What is expected: Each line below should be quoted exactly, please.

Material provided:
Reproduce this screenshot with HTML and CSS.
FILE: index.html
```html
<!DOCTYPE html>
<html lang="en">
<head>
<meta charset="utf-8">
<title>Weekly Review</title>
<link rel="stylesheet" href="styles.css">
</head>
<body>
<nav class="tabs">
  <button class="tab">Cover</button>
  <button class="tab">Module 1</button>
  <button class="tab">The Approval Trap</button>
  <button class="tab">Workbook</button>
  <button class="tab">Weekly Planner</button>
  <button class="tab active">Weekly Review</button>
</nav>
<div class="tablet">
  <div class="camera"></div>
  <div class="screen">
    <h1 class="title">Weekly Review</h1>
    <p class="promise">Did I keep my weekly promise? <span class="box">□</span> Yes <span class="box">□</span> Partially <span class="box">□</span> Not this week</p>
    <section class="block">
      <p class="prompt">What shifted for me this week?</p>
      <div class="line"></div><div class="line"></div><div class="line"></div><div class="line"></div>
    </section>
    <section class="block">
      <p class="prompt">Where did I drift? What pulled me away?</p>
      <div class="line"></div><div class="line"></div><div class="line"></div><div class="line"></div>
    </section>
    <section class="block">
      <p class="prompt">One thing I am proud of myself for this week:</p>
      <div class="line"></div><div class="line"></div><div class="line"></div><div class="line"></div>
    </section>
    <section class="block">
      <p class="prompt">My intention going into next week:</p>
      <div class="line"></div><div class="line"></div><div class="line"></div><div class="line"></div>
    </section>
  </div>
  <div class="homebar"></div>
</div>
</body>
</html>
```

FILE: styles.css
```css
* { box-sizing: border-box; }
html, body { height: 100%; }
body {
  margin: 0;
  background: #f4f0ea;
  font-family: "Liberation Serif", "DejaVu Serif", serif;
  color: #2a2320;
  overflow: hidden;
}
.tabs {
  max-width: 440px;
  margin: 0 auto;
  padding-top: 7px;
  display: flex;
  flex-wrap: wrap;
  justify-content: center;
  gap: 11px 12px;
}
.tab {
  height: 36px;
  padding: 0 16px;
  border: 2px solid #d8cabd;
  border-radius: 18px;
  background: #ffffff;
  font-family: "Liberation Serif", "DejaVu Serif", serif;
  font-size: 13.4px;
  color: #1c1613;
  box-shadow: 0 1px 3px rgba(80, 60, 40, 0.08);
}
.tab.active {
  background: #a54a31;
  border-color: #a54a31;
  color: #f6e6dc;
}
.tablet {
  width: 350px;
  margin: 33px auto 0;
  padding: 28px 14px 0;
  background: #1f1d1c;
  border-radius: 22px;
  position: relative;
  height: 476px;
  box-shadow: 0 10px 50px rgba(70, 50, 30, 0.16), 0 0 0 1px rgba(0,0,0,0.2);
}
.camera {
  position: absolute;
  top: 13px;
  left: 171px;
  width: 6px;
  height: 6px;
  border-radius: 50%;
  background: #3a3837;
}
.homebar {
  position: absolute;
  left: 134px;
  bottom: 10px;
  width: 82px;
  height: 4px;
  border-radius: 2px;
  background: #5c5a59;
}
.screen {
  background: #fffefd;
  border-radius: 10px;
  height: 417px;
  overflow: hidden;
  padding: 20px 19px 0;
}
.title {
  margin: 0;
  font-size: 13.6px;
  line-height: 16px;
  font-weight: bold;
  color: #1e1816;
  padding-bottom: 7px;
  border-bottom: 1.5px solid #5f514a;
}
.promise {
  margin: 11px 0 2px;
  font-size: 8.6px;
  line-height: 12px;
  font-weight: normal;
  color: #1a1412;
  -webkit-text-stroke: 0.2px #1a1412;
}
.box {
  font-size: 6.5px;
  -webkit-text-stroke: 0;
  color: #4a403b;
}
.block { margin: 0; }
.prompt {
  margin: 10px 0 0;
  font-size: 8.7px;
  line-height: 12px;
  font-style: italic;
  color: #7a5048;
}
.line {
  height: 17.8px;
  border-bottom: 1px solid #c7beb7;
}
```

Response for this exercise:
Reproduce this screenshot with HTML and CSS.
FILE: index.html
```html
<!DOCTYPE html>
<html lang="en">
<head>
<meta charset="utf-8">
<title>Weekly Review</title>
<link rel="stylesheet" href="styles.css">
</head>
<body>
<nav class="tabs">
  <button class="tab">Cover</button>
  <button class="tab">Module 1</button>
  <button class="tab">The Approval Trap</button>
  <button class="tab">Workbook</button>
  <button class="tab">Weekly Planner</button>
  <button class="tab active">Weekly Review</button>
</nav>
<div class="tablet">
  <div class="camera"></div>
  <div class="screen">
    <h1 class="title">Weekly Review</h1>
    <p class="promise">Did I keep my weekly promise? <span class="box">□</span> Yes <span class="box">□</span> Partially <span class="box">□</span> Not this week</p>
    <section class="block">
      <p class="prompt">What shifted for me this week?</p>
      <div class="line"></div><div class="line"></div><div class="line"></div><div class="line"></div>
    </section>
    <section class="block">
      <p class="prompt">Where did I drift? What pulled me away?</p>
      <div class="line"></div><div class="line"></div><div class="line"></div><div class="line"></div>
    </section>
    <section class="block">
      <p class="prompt">One thing I am proud of myself for this week:</p>
      <div class="line"></div><div class="line"></div><div class="line"></div><div class="line"></div>
    </section>
    <section class="block">
      <p class="prompt">My intention going into next week:</p>
      <div class="line"></div><div class="line"></div><div class="line"></div><div class="line"></div>
    </section>
  </div>
  <div class="homebar"></div>
</div>
</body>
</html>
```

FILE: styles.css
```css
* { box-sizing: border-box; }
html, body { height: 100%; }
body {
  margin: 0;
  background: #f4f0ea;
  font-family: "Liberation Serif", "DejaVu Serif", serif;
  color: #2a2320;
  overflow: hidden;
}
.tabs {
  max-width: 440px;
  margin: 0 auto;
  padding-top: 7px;
  display: flex;
  flex-wrap: wrap;
  justify-content: center;
  gap: 11px 12px;
}
.tab {
  height: 36px;
  padding: 0 16px;
  border: 2px solid #d8cabd;
  border-radius: 18px;
  background: #ffffff;
  font-family: "Liberation Serif", "DejaVu Serif", serif;
  font-size: 13.4px;
  color: #1c1613;
  box-shadow: 0 1px 3px rgba(80, 60, 40, 0.08);
}
.tab.active {
  background: #a54a31;
  border-color: #a54a31;
  color: #f6e6dc;
}
.tablet {
  width: 350px;
  margin: 33px auto 0;
  padding: 28px 14px 0;
  background: #1f1d1c;
  border-radius: 22px;
  position: relative;
  height: 476px;
  box-shadow: 0 10px 50px rgba(70, 50, 30, 0.16), 0 0 0 1px rgba(0,0,0,0.2);
}
.camera {
  position: absolute;
  top: 13px;
  left: 171px;
  width: 6px;
  height: 6px;
  border-radius: 50%;
  background: #3a3837;
}
.homebar {
  position: absolute;
  left: 134px;
  bottom: 10px;
  width: 82px;
  height: 4px;
  border-radius: 2px;
  background: #5c5a59;
}
.screen {
  background: #fffefd;
  border-radius: 10px;
  height: 417px;
  overflow: hidden;
  padding: 20px 19px 0;
}
.title {
  margin: 0;
  font-size: 13.6px;
  line-height: 16px;
  font-weight: bold;
  color: #1e1816;
  padding-bottom: 7px;
  border-bottom: 1.5px solid #5f514a;
}
.promise {
  margin: 11px 0 2px;
  font-size: 8.6px;
  line-height: 12px;
  font-weight: normal;
  color: #1a1412;
  -webkit-text-stroke: 0.2px #1a1412;
}
.box {
  font-size: 6.5px;
  -webkit-text-stroke: 0;
  color: #4a403b;
}
.block { margin: 0; }
.prompt {
  margin: 10px 0 0;
  font-size: 8.7px;
  line-height: 12px;
  font-style: italic;
  color: #7a5048;
}
.line {
  height: 17.8px;
  border-bottom: 1px solid #c7beb7;
}
```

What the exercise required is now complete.